Lea Gilmore Fuses the Blues Agony and Ecstasy

Uli Loskot

Big Music Issue 2005

Baltimore is Blowing Up City Paper's 2005 Big Music Issue

Home Bass Michael Formanek’s One-Man Jazz Revival | By Geoffrey Himes

Split Revel Lea Gilmore Fuses the Blues Agony and Ecstasy | By Robbie Whelan

Sixteen to Life Teenage MC Ammo Sets His Sights | By Jason Torres

These Restless Minds Rjyan Kidwell Molts Into His Latest Musical Skin | By Tom Breihan

Margin Walkers If Baltimore Isn’t a “Music Town,” Well, Why Not? | By Seb Roberts

Big Music Mix Thing Our Very First, Maybe Annual, and Quite Official City Paper Downloadable Mix Of Local Music

By Robbie Whelan | Posted 7/20/2005

Lea Gilmore’s singing career, like blues music itself, swings between two very opposite poles: lighthearted flirtation and dead-serious, devoted spirituality. Where the Baltimore-based singer and mother of two lands usually depends on whether she happens to be singing blues or gospel, two styles in which she is equally conversant and at times a brilliant interpreter.

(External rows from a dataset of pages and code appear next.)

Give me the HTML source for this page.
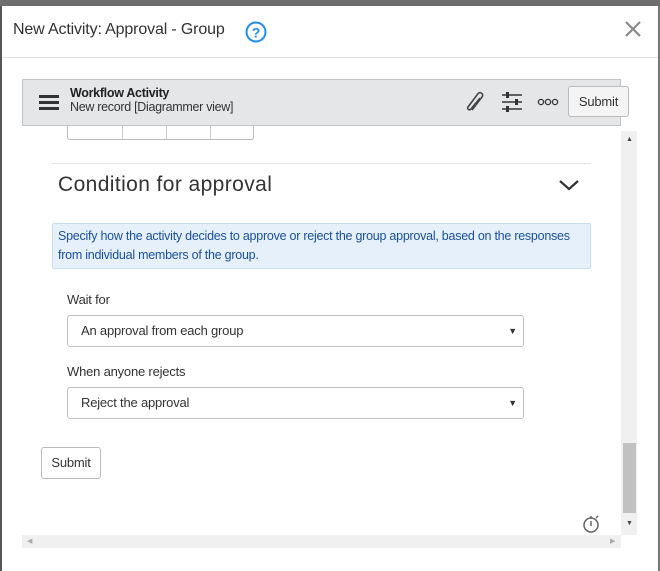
<!DOCTYPE html>
<html><head><style>
*{box-sizing:border-box;margin:0;padding:0}
body{width:660px;height:571px;overflow:hidden;background:#777;font-family:"Liberation Sans",sans-serif;position:relative}
.abs{position:absolute}
.t{letter-spacing:-0.2px}
</style></head><body>
<div class="abs" style="left:0;top:0;width:660px;height:7px;background:#6e6e6e"></div>
<div class="abs" style="left:2px;top:6px;width:656px;height:565px;background:#fff"></div>
<div class="abs" style="left:13px;top:21px;font-size:16px;color:#333;letter-spacing:-0.15px">New Activity: Approval - Group</div>
<svg class="abs" style="left:245px;top:21px" width="22" height="22"><circle cx="11" cy="11" r="9.5" fill="none" stroke="#1f8ceb" stroke-width="2"/><text x="11" y="16.5" font-size="14" font-weight="bold" text-anchor="middle" fill="#1f8ceb" font-family="Liberation Sans">?</text></svg>
<svg class="abs" style="left:624px;top:20px" width="18" height="18"><path d="M2 2L16 16M16 2L2 16" stroke="#8a8a8a" stroke-width="2.2"/></svg>
<div class="abs" style="left:2px;top:57px;width:656px;height:1px;background:#e2e2e2"></div>

<div class="abs" style="left:22px;top:79px;width:599px;height:47px;background:#e4e6e8;border:1px solid #c4c4c4"></div>
<div class="abs" style="left:39px;top:95px;width:20px;height:3px;background:#333"></div>
<div class="abs" style="left:39px;top:101px;width:20px;height:3px;background:#333"></div>
<div class="abs" style="left:39px;top:107px;width:20px;height:3px;background:#333"></div>
<div class="abs" style="left:70px;top:86px;font-size:12.5px;font-weight:bold;color:#222;letter-spacing:-0.3px">Workflow Activity</div>
<div class="abs" style="left:70px;top:100px;font-size:12.5px;color:#333;letter-spacing:-0.3px">New record [Diagrammer view]</div>
<svg class="abs" style="left:463px;top:90px" width="24" height="24"><path d="M9 20L19 7a2.6 2.6 0 0 0-4-3.4L5 17a1.8 1.8 0 0 0 3 2L17 8" fill="none" stroke="#444" stroke-width="1.6"/></svg>
<svg class="abs" style="left:500px;top:91px" width="24" height="22"><path d="M2 4H22M2 11H22M2 18H22" stroke="#333" stroke-width="1.6"/><rect x="6" y="1" width="3" height="6" fill="#333"/><rect x="15" y="8" width="3" height="6" fill="#333"/><rect x="6" y="15" width="3" height="6" fill="#333"/></svg>
<svg class="abs" style="left:537px;top:97px" width="22" height="10"><circle cx="4" cy="5" r="2.6" fill="none" stroke="#333" stroke-width="1.3"/><circle cx="11" cy="5" r="2.6" fill="none" stroke="#333" stroke-width="1.3"/><circle cx="18" cy="5" r="2.6" fill="none" stroke="#333" stroke-width="1.3"/></svg>
<div class="abs t" style="left:568px;top:86px;width:61px;height:31px;border:1px solid #bbb;border-radius:3px;background:#f4f4f4;font-size:13px;color:#333;text-align:center;line-height:29px">Submit</div>

<div class="abs" style="left:67px;top:126px;width:187px;height:14px;border:1px solid #bbb;border-top:none;border-radius:0 0 3px 3px"></div>
<div class="abs" style="left:122px;top:126px;width:1px;height:13px;background:#ccc"></div>
<div class="abs" style="left:166px;top:126px;width:1px;height:13px;background:#ccc"></div>
<div class="abs" style="left:210px;top:126px;width:1px;height:13px;background:#ccc"></div>
<div class="abs" style="left:52px;top:163px;width:539px;height:1px;background:#e2e2e2"></div>
<div class="abs" style="left:58px;top:173px;font-size:21px;color:#333;letter-spacing:0.4px">Condition for approval</div>
<svg class="abs" style="left:558px;top:178px" width="22" height="14"><path d="M2 3L11 11L20 3" fill="none" stroke="#333" stroke-width="2.2"/></svg>

<div class="abs" style="left:52px;top:223px;width:539px;height:46px;background:#e5f0fb;border:1px solid #c6ddf4;border-radius:2px;padding:3px 5px 3px 5px;font-size:12.5px;line-height:19px;color:#1a4f9c;letter-spacing:-0.25px"><span style="white-space:nowrap">Specify how the activity decides to approve or reject the group approval, based on the responses</span><br>from individual members of the group.</div>

<div class="abs t" style="left:67px;top:292px;font-size:13px;color:#333">Wait for</div>
<div class="abs t" style="left:67px;top:315px;width:457px;height:32px;border:1px solid #c2c2c2;border-radius:3px;font-size:13px;color:#333;line-height:30px;padding-left:13px">An approval from each group<span style="position:absolute;right:6px;font-size:9px">▼</span></div>
<div class="abs t" style="left:67px;top:364px;font-size:13px;color:#333">When anyone rejects</div>
<div class="abs t" style="left:67px;top:387px;width:457px;height:32px;border:1px solid #c2c2c2;border-radius:3px;font-size:13px;color:#333;line-height:30px;padding-left:13px">Reject the approval<span style="position:absolute;right:6px;font-size:9px">▼</span></div>

<div class="abs t" style="left:41px;top:447px;width:60px;height:32px;border:1px solid #bbb;border-radius:3px;font-size:13px;color:#333;text-align:center;line-height:30px">Submit</div>

<div class="abs" style="left:621px;top:131px;width:16px;height:404px;background:#f0f0f0"></div>
<div class="abs" style="left:623px;top:443px;width:13px;height:70px;background:#c1c1c1"></div>
<div class="abs" style="left:626px;top:136px;font-size:7px;color:#444">▲</div>
<div class="abs" style="left:626px;top:520px;font-size:7px;color:#444">▼</div>
<div class="abs" style="left:22px;top:535px;width:599px;height:13px;background:#f0f0f0"></div>
<div class="abs" style="left:27px;top:537px;font-size:7px;color:#aaa">◀</div>
<div class="abs" style="left:610px;top:537px;font-size:7px;color:#aaa">▶</div>
<svg class="abs" style="left:582px;top:513px" width="20" height="22"><circle cx="9" cy="12" r="7" fill="none" stroke="#666" stroke-width="1.5"/><path d="M9 3V6M9 8V13M14 5l2-2" stroke="#666" stroke-width="1.5"/></svg>
<div class="abs" style="left:0;top:6px;width:2px;height:565px;background:#555"></div>
</body></html>
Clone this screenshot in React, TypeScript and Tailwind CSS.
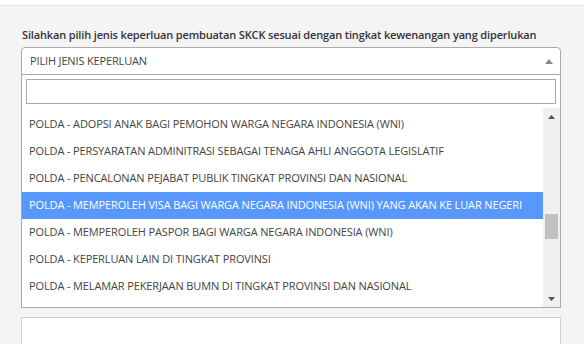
import React from "react";

const options = [
  "POLDA - ADOPSI ANAK BAGI PEMOHON WARGA NEGARA INDONESIA (WNI)",
  "POLDA - PERSYARATAN ADMINITRASI SEBAGAI TENAGA AHLI ANGGOTA LEGISLATIF",
  "POLDA - PENCALONAN PEJABAT PUBLIK TINGKAT PROVINSI DAN NASIONAL",
  "POLDA - MEMPEROLEH VISA BAGI WARGA NEGARA INDONESIA (WNI) YANG AKAN KE LUAR NEGERI",
  "POLDA - MEMPEROLEH PASPOR BAGI WARGA NEGARA INDONESIA (WNI)",
  "POLDA - KEPERLUAN LAIN DI TINGKAT PROVINSI",
  "POLDA - MELAMAR PEKERJAAN BUMN DI TINGKAT PROVINSI DAN NASIONAL",
];

export default function App() {
  return (
    <div
      className="w-[584px] h-[344px] overflow-hidden bg-[#f4f4f4] text-[#444]"
      style={{ fontFamily: '"Open Sans", "Noto Sans", sans-serif' }}
    >
      <div className="h-[6px] bg-white border-b border-[#e3e3e3]" />
      <div className="pl-[21px] pr-[23px] pt-[21px]">
        <div className="text-[11px] font-semibold text-[#333] leading-[16px] pl-[1px] mb-[4px] tracking-[-0.15px] whitespace-nowrap">
          Silahkan pilih jenis keperluan pembuatan SKCK sesuai dengan tingkat kewenangan yang diperlukan
        </div>
        <div className="relative h-[270px]">
          <div className="h-[28px] bg-white border border-[#aaa] rounded-t-[4px] flex items-center justify-between pl-[8px] pr-[7px]">
            <span className="text-[11px] tracking-[-0.15px] text-[#444]">PILIH JENIS KEPERLUAN</span>
            <svg width="8" height="5" viewBox="0 0 8 5">
              <path d="M0 5 L4 0 L8 5 Z" fill="#888" />
            </svg>
          </div>
          <div className="absolute left-0 right-0 top-[27px] z-10 bg-white border border-[#aaa] h-[234px] flex flex-col">
            <div className="p-[4px]">
              <div className="h-[25px] border border-[#aaa] bg-white" />
            </div>
            <div className="flex flex-1 min-h-0">
              <div className="flex-1 overflow-hidden pt-[3px]">
                {options.map((o, i) => (
                  <div
                    key={o}
                    className={
                      "h-[27px] flex items-center pl-[7px] text-[11px] tracking-[-0.13px] whitespace-nowrap " +
                      (i === 3 ? "bg-[#5897fb] text-white" : "text-[#444]")
                    }
                  >
                    {o}
                  </div>
                ))}
              </div>
              <div className="w-[17px] bg-[#f0f0f0] flex flex-col items-center">
                <div className="h-[17px] flex items-center justify-center">
                  <svg width="7" height="4" viewBox="0 0 7 4">
                    <path d="M0 4 L3.5 0 L7 4 Z" fill="#505050" />
                  </svg>
                </div>
                <div className="flex-1 w-full relative">
                  <div className="absolute left-[2px] right-[2px] top-[89px] h-[25px] bg-[#c1c1c1]" />
                </div>
                <div className="h-[17px] flex items-center justify-center">
                  <svg width="7" height="4" viewBox="0 0 7 4">
                    <path d="M0 0 L7 0 L3.5 4 Z" fill="#505050" />
                  </svg>
                </div>
              </div>
            </div>
          </div>
          <div className="absolute left-0 right-0 top-[270px] h-[60px] bg-white border border-[#d0d0d0]" />
        </div>
      </div>
    </div>
  );
}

And yes, there is some overlap, but the conflict is ever present.

Take, for example, her recent performance at the Creative Alliance’s fundraising dinner in June. Onstage with Sangmele, her Baltimore blues combo, she launches into Alberta Hunter’s classic “Two-Fisted Double-Jointed Rough and Ready Man,” a smoky, seductive lounge number. Gilmore starts off getting slinky, gyrating and shaking her hips. There’s a line in the song where she tells her man what she feels inside “when you take off all my clothes,” but when it comes around a second time, Gilmore’s gospel sensibilities get the better of her. She sings, “When you, mm-hmm,” and throws up her hands and closes her eyes instead. She is suddenly spiritual, lost in the song.

Sangmele (French Creole for “mixed blood”) is Gilmore’s project with bassist Henry Reiff and guitarist Walt Michael, a longtime friend and collaborator who also organizes the just-wrapped-up Common Ground on the Hill festival at McDaniel College in Westminster. At the festival, Gilmore taught singing classes and lectured on women in the blues. The Common Ground Lea Gilmore is the flirty Lea Gilmore: a disarmingly friendly woman with a set of buttery, suggestive pipes that strongly recall Etta James, and who is devoted to the study of the foremothers of the sweet and lowdown.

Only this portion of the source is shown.